Holding — Bishop, J.
- The Appellate Court of Connecticut held that the trial court properly determined the arbitration agreement was valid and enforceable based on Cotrone's signature on a preceding page of the agreement.
Rule
- An arbitration agreement can be enforced if it is in writing and signed by the parties, even if the signature appears on a different page than the arbitration clause itself.
Reasoning
- The court reasoned that for an arbitration agreement to be enforceable, it must be in writing, and Cotrone's signature on the second page of the four-page document was sufficient to bind him to the arbitration provision on the following page.
- The court found that the entire signed document constituted a single agreement, and Cotrone's argument that he had only signed the account application and not the agreement itself was unpersuasive.
- The court also concluded that Cotrone's additional claims regarding the ambiguity of the contract, good faith and fair dealing, and compliance with industry regulations lacked merit and were not supported by the record.
- The court emphasized that the language of the arbitration clause was clear and that any issues regarding the agreement's adherence to New York Stock Exchange rules were not relevant to its enforceability.
- Furthermore, the court determined that any questions about whether the agreement constituted a contract of adhesion were matters for an arbitrator, not for judicial review at this stage.
Deep Dive: How the Court Reached Its Decision
Court's Determination of Written Agreement
The Appellate Court of Connecticut first addressed the issue of whether an enforceable arbitration agreement existed between the parties. The court highlighted that for an arbitration agreement to be valid, it must be in writing as per General Statutes § 52-408. In this case, the defendant, Jerry Cotrone, had signed the second page of a four-page document, which included a statement acknowledging receipt of the client agreement containing an arbitration clause on a subsequent page. The court determined that Cotrone's signature on the second page was sufficient to establish his intent to be bound by the entire agreement, including the arbitration clause, which was clearly referenced. The court rejected Cotrone's argument that he had only signed the account application and not the arbitration agreement itself, concluding that the signed document constituted one cohesive agreement and that both pages were intended to be understood together.
Clarity of the Arbitration Clause
The court next examined the clarity of the arbitration clause itself. Cotrone contended that the arbitration agreement was ambiguous, which would render it unenforceable. However, the court found the language of the arbitration clause to be clear, direct, and unequivocal, effectively dismissing Cotrone's claim of ambiguity. The court emphasized that the provisions of the arbitration clause explicitly outlined the need to arbitrate all claims arising from the business relationship, thereby affirming its enforceability. Furthermore, the court noted that Cotrone had failed to provide any factual or legal support for his argument regarding ambiguity, reinforcing the validity of the arbitration agreement.

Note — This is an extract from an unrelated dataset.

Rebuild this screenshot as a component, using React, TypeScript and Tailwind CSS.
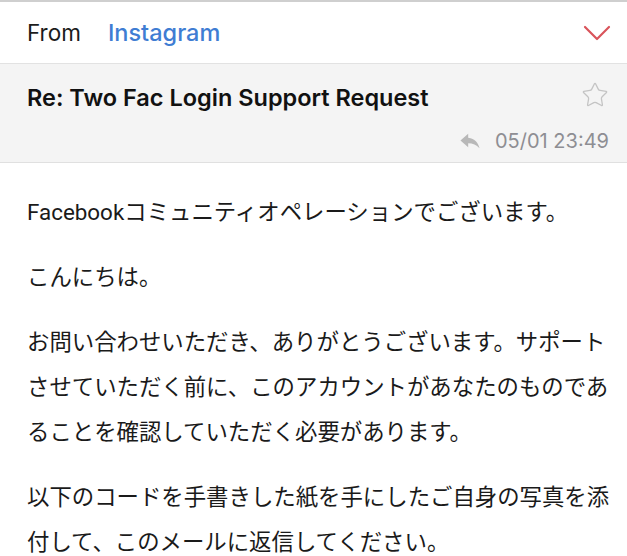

Good Faith and Fair Dealing
The court also addressed Cotrone's assertion that the agreement violated the duty of good faith and fair dealing. Cotrone claimed that he had been friendly with his financial advisor and had signed the agreement without fully comprehending its terms. The court found that such claims lacked evidentiary support in the record, indicating that there was no basis to assert that the plaintiffs had acted in bad faith or had deceived Cotrone regarding the agreement. The court clarified that the absence of evidence demonstrating any unfair treatment or breach of good faith effectively rendered this claim meritless. Thus, the court ruled that the obligation to arbitrate remained intact despite Cotrone's personal feelings about the agreement-making process.
Compliance with Industry Regulations
Cotrone further argued that the arbitration agreement did not comply with the requirements set forth by the New York Stock Exchange and the National Association of Securities Dealers. The court noted that while Cotrone raised these regulatory concerns, they were not relevant to the enforceability of the arbitration agreement in question. The court pointed out that the arbitration clause provided adequate notice regarding its existence, as it referenced its section within the agreement, thereby fulfilling the necessary legal requirements. Consequently, the court determined that compliance with industry regulations was not a valid basis for invalidating the arbitration agreement, as the focus remained on the agreement’s overall enforceability.
Contract of Adhesion
Lastly, the court considered Cotrone's argument that the agreement constituted a contract of adhesion, which could potentially render it unenforceable. The court indicated that such determinations regarding whether an agreement is a contract of adhesion should be reserved for an arbitrator's assessment rather than for judicial review at this stage. This perspective aligns with the principle that arbitrators are often better suited to resolve disputes regarding the nature and fairness of arbitration clauses. Thus, the court declined to explore this issue further, affirming that the arbitration agreement was valid and enforceable, and underscoring the principle that contractual disputes of this nature are typically subject to arbitration as per the agreed terms.